Many old postcard images of Lundin Links Post Office date back to the days of Miss Margaret Bremner - the first proprietor of the facility from 1896 until around 1917 However, the image above dates from the time of the third name above the front entrance - James Laing Duncan. Duncan took over from Miss Bremner's successor Robert Ferguson in 1931 or 1932. Below is a notice from the 7 August 1931 Courier advertising the business for sale. Note that the property came with the adjacent space on Leven Road, which at the time was let to the National Bank of Scotland.
The postcard photograph, which likely dates to the 1930s, features many interesting details - from busy window displays, to vintage cars, imposing telegraph poles, plus a public telephone box and outdoor weighing scales. The bare trees and warmly clad woman suggest that it's a winter scene. The sign post in the right hand foreground states: St Andrews via Largoward 12, via the coast 25.
Lundin Links was connected to the telephone network in 1903 and the telephone exchange was housed within the linked building to the left of the Post Office on Links Road. The tall telegraph pole shows the many lines in place by the time this image was captured. The Post Office itself was Lundin Links phone number 1. The Post Offices in Lower Largo and Upper Largo were also number 1 on their exchanges. The other single digit numbers in Lundin Links, the early adopters of the telephone, were mainly businesses such as shops and boarding houses.
Looking in more detail below at the Post Office frontage, the telephone box stands out. This particular box is not the one that stood until very recently on this spot. This was an earlier style of phone kiosk, that appears to be a 'K3' design. This design was introduced in 1929 as an affordable model for use in rural areas. Made largely from concrete rather than cast iron, around 12,000 K3s were installed across the country in the early 1930s. Only the window frames were painted red - the rest was a stony grey colour (explaining why the box appears so light in colour in the black and white photograph). Over time, it became obvious that concrete was not the ideal material for phone boxes as it was too brittle. Also, there was also a drive to standardise boxes nationally. So eventually the Lundin Links one was replaced with a newer model - the familiar red K6.
Also known as the 'Jubilee Kiosk', the K6 was introduced from 1936 to commemorate the Silver Jubilee of the coronation of King George V. The main differences from the K3 (as well as the construction material) was that there were eight rather than six rows of windows and that that the vertical bars in the windows and door were spaced further apart to improve visibility. The K6 continued to be rolled out until 1968. The K6 box at Lundin Links was not installed until well after the end of the Second World War.
Both the kiosk types used at Lundin Links were designed by designed by Sir Giles Gilbert Scott.
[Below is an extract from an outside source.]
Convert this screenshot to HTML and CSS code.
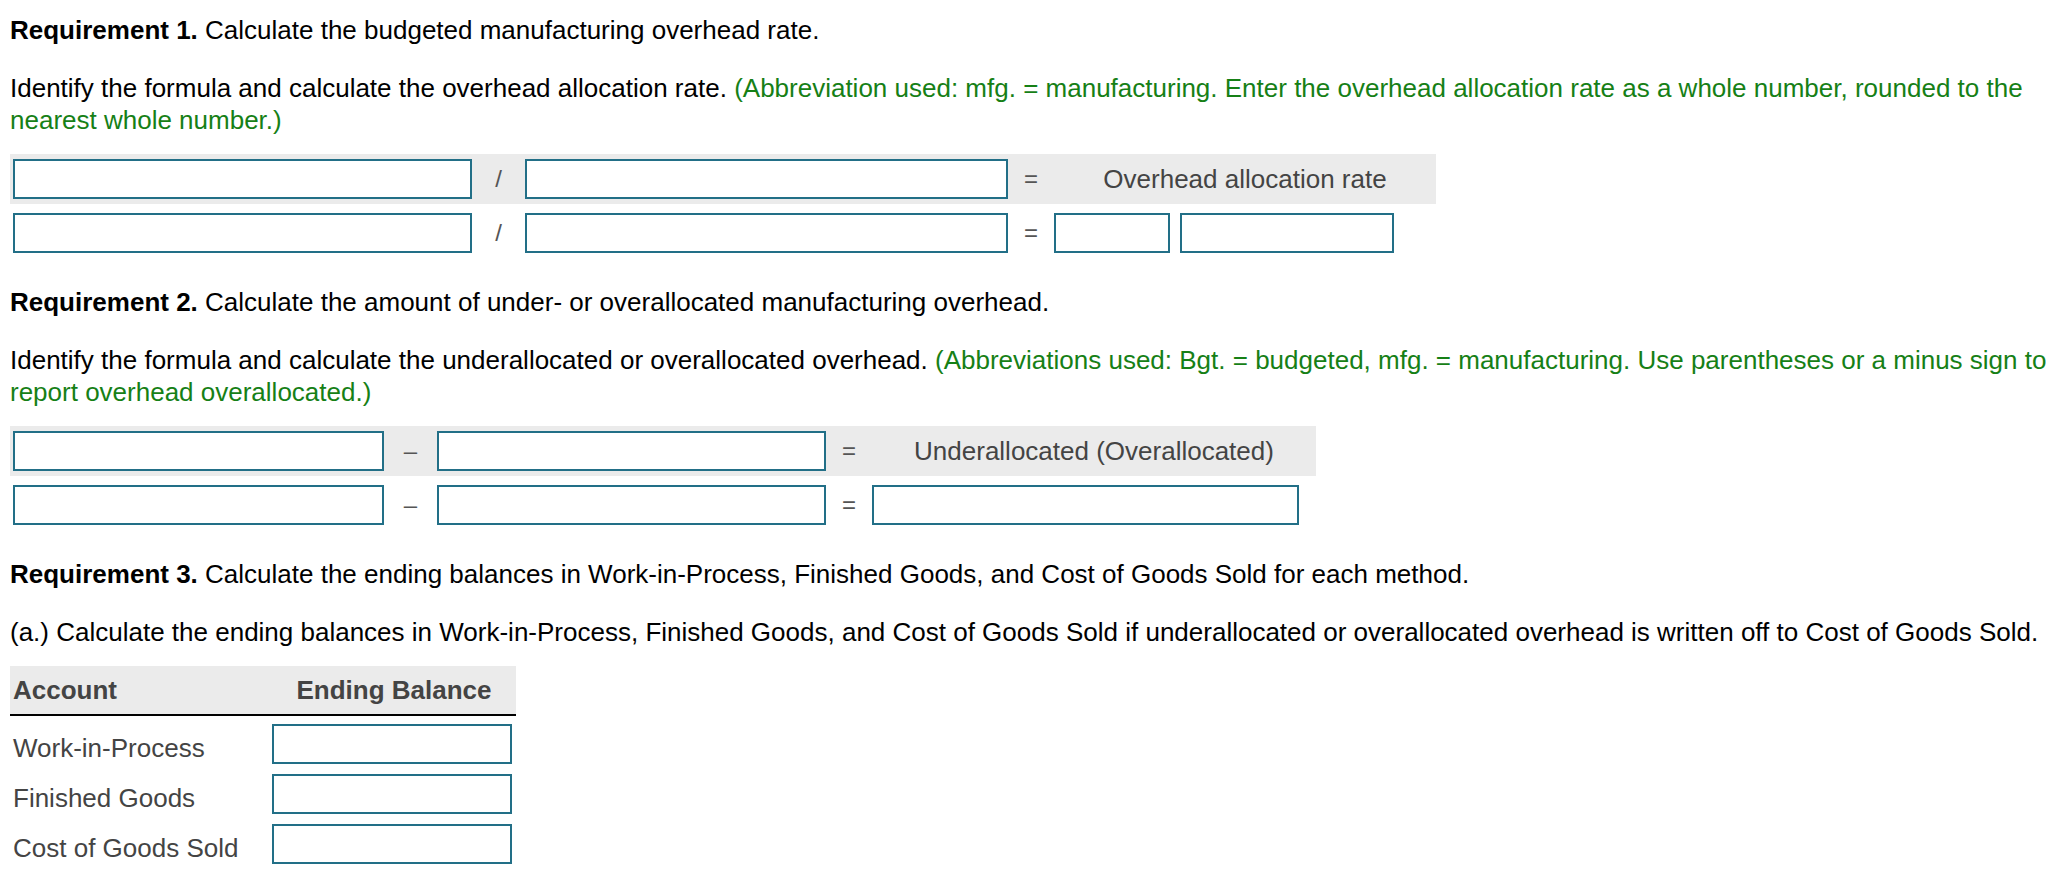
FILE: index.html
```html
<!DOCTYPE html>
<html>
<head>
<meta charset="utf-8">
<link rel="stylesheet" href="styles.css">
</head>
<body>
<div class="page">
  <p class="req"><b>Requirement 1.</b> Calculate the budgeted manufacturing overhead rate.</p>
  <p class="instr">Identify the formula and calculate the overhead allocation rate. <span class="hint">(Abbreviation used: mfg. = manufacturing. Enter the overhead allocation rate as a whole number, rounded to the nearest whole number.)</span></p>
  <table class="formula f1">
    <tr class="head">
      <td class="c1"><span class="box"></span></td>
      <td class="op op1">/</td>
      <td class="c2"><span class="box"></span></td>
      <td class="op op2">=</td>
      <td class="lbl">Overhead allocation rate</td>
    </tr>
    <tr class="inputs">
      <td class="c1"><span class="box"></span></td>
      <td class="op op1">/</td>
      <td class="c2"><span class="box"></span></td>
      <td class="op op2">=</td>
      <td class="res"><span class="box small"></span><span class="box mid"></span></td>
    </tr>
  </table>

  <p class="req"><b>Requirement 2.</b> Calculate the amount of under- or overallocated manufacturing overhead.</p>
  <p class="instr">Identify the formula and calculate the underallocated or overallocated overhead. <span class="hint">(Abbreviations used: Bgt. = budgeted, mfg. = manufacturing. Use parentheses or a minus sign to report overhead overallocated.)</span></p>
  <table class="formula f2">
    <tr class="head">
      <td class="c1"><span class="box"></span></td>
      <td class="op op1">&ndash;</td>
      <td class="c2"><span class="box"></span></td>
      <td class="op op2">=</td>
      <td class="lbl">Underallocated (Overallocated)</td>
    </tr>
    <tr class="inputs">
      <td class="c1"><span class="box"></span></td>
      <td class="op op1">&ndash;</td>
      <td class="c2"><span class="box"></span></td>
      <td class="op op2">=</td>
      <td class="res"><span class="box wide"></span></td>
    </tr>
  </table>

  <p class="req"><b>Requirement 3.</b> Calculate the ending balances in Work-in-Process, Finished Goods, and Cost of Goods Sold for each method.</p>
  <p class="instr">(a.) Calculate the ending balances in Work-in-Process, Finished Goods, and Cost of Goods Sold if underallocated or overallocated overhead is written off to Cost of Goods Sold.</p>
  <table class="balances">
    <tr class="thead">
      <th class="acct">Account</th>
      <th class="bal">Ending Balance</th>
    </tr>
    <tr><td class="acct">Work-in-Process</td><td class="bal"><span class="box"></span></td></tr>
    <tr><td class="acct">Finished Goods</td><td class="bal"><span class="box"></span></td></tr>
    <tr><td class="acct">Cost of Goods Sold</td><td class="bal"><span class="box"></span></td></tr>
  </table>
</div>
</body>
</html>
```

FILE: styles.css
```css
html, body {
  margin: 0;
  padding: 0;
  background: #ffffff;
}
.page {
  padding: 14px 10px 0 10px;
  font-family: "Liberation Sans", Arial, sans-serif;
  font-size: 26px;
  color: #000;
}
p {
  margin: 0;
  line-height: 32px;
}
.req {
  margin-bottom: 26px;
}
.instr {
  margin-bottom: 18px;
}
.hint {
  color: #168016;
}
.box {
  display: inline-block;
  box-sizing: border-box;
  height: 40px;
  border: 2px solid #226f87;
  background: #fff;
  vertical-align: middle;
}
.formula {
  border-collapse: collapse;
  margin-bottom: 25px;
}
.formula td {
  padding: 0;
  vertical-align: middle;
}
.formula .head td {
  background: #ebebeb;
  height: 50px;
}
.formula .inputs td {
  height: 57px;
}
.formula .c1 {
  padding-left: 3px;
}
.formula .box {
  width: 100%;
  display: block;
}
.formula .op {
  text-align: center;
  color: #555;
  font-size: 24px;
}
.formula .lbl {
  color: #444;
  text-align: center;
}
.formula .res {
  white-space: nowrap;
}
.formula .res .box {
  display: inline-block;
  vertical-align: middle;
}
.f1 .c1 { width: 459px; }
.f1 .c2 { width: 483px; }
.f1 .op1 { width: 53px; }
.f1 .op2 { width: 46px; }
.f1 .lbl { width: 382px; }
.f1 .res .small { width: 116px; margin-right: 10px; }
.f1 .res .mid { width: 214px; }
.f2 .c1 { width: 371px; }
.f2 .c2 { width: 389px; }
.f2 .op1 { width: 53px; }
.f2 .op2 { width: 46px; }
.f2 .lbl { width: 444px; }
.f2 .res .wide { width: 427px; }
.balances {
  margin-top: 16px;
  border-collapse: collapse;
  color: #444;
}
.balances th {
  background: #ebebeb;
  font-weight: bold;
  height: 48px;
  padding: 0;
  border-bottom: 2px solid #000;
  vertical-align: middle;
}
.balances th.acct { text-align: left; padding-left: 3px; width: 259px; }
.balances th.bal { text-align: center; width: 244px; }
.balances td {
  vertical-align: middle;
}
.balances td.bal { padding: 8px 0 2px 0; height: 40px; }
.balances td.acct { padding: 16px 0 2px 3px; height: 32px; }
.balances td.bal .box { width: 240px; display: block; }
```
The image below shows the K6 box still in place a few years ago. Further below is an image of the Post Office in the 1920s, when Robert Ferguson was Postmaster, shortly before the first telephone box arrived. Despite a scheme where communities could purchase their telephone box from BT for £1, the Lundin Links box was removed a year or two ago (after nine decades with a box present on the site).
A shorter-lived feature outside the Post Office was a set of outdoor public weighing scales. In the top 1930s view, these can be seen immediately to the right of the phone box. Fairly common at the time, particularly in places that attracted tourists, scales would tell you your weight for a penny. The set in Lundin Links look like the 'Peerless' scales shown below. How long they remained in place is unknown but there is still a patch of concrete visible where they once stood.
Further to the right of the scales is a neat shop window display of groceries. The windows prominently feature adverts for both Cadbury's and Fry's chocolate, as did many a shop back in this era and beyond. Cadbury's started in 1824, while Fry's dates back to around 1760. Both companies were keen to promote the 'pure' nature of their cocoa as some alternatives added unnecessary ingredients.
Returning to the name above the Post Office door - J.L. Duncan. James Laing Duncan was born in Ladybank in 1892, son of a railway labourer. During the First World War he was a bombardier in the Royal Garrison Artillery. During that time, while home on leave in 1917, he married Elizabeth Gray, daughter of a vintner, in Lathones. Elizabeth's mother was Jemima Gulland, sister of James Gulland the tailor who had a shop on Leven Road, Lundin Links.
After the war, James set up as a grocer and wine merchant in Kettlebridge. Sadly, his wife Elizabeth died in 1929 aged just 36 years. James gave up the grocery in Kettlebridge later the same year. In 1930 he took over the Railway Hotel in Ladybank, however, with family connections in Lundin Links, James took the opportunity of taking on the grocery and Post Office when it was advertised for sale the next year. Shortly after arriving in Lundin Links, James Duncan married Janet Ness Tod, who was a confectioner. They remained at the Post Office for many years. Janet Duncan died in 1972 aged 79 and James Duncan died in 1977 aged 84.
Finally, in the main image at the top of this post, through the trees, the west end of Emsdorf Street can be glimpsed. The pharmacy at the corner and to the left the shop of Jimmy Brown. Part of the name 'Brown' can just be made out above the shop. More to follow soon on these shops and where the shop keepers moved from when these premises were first built.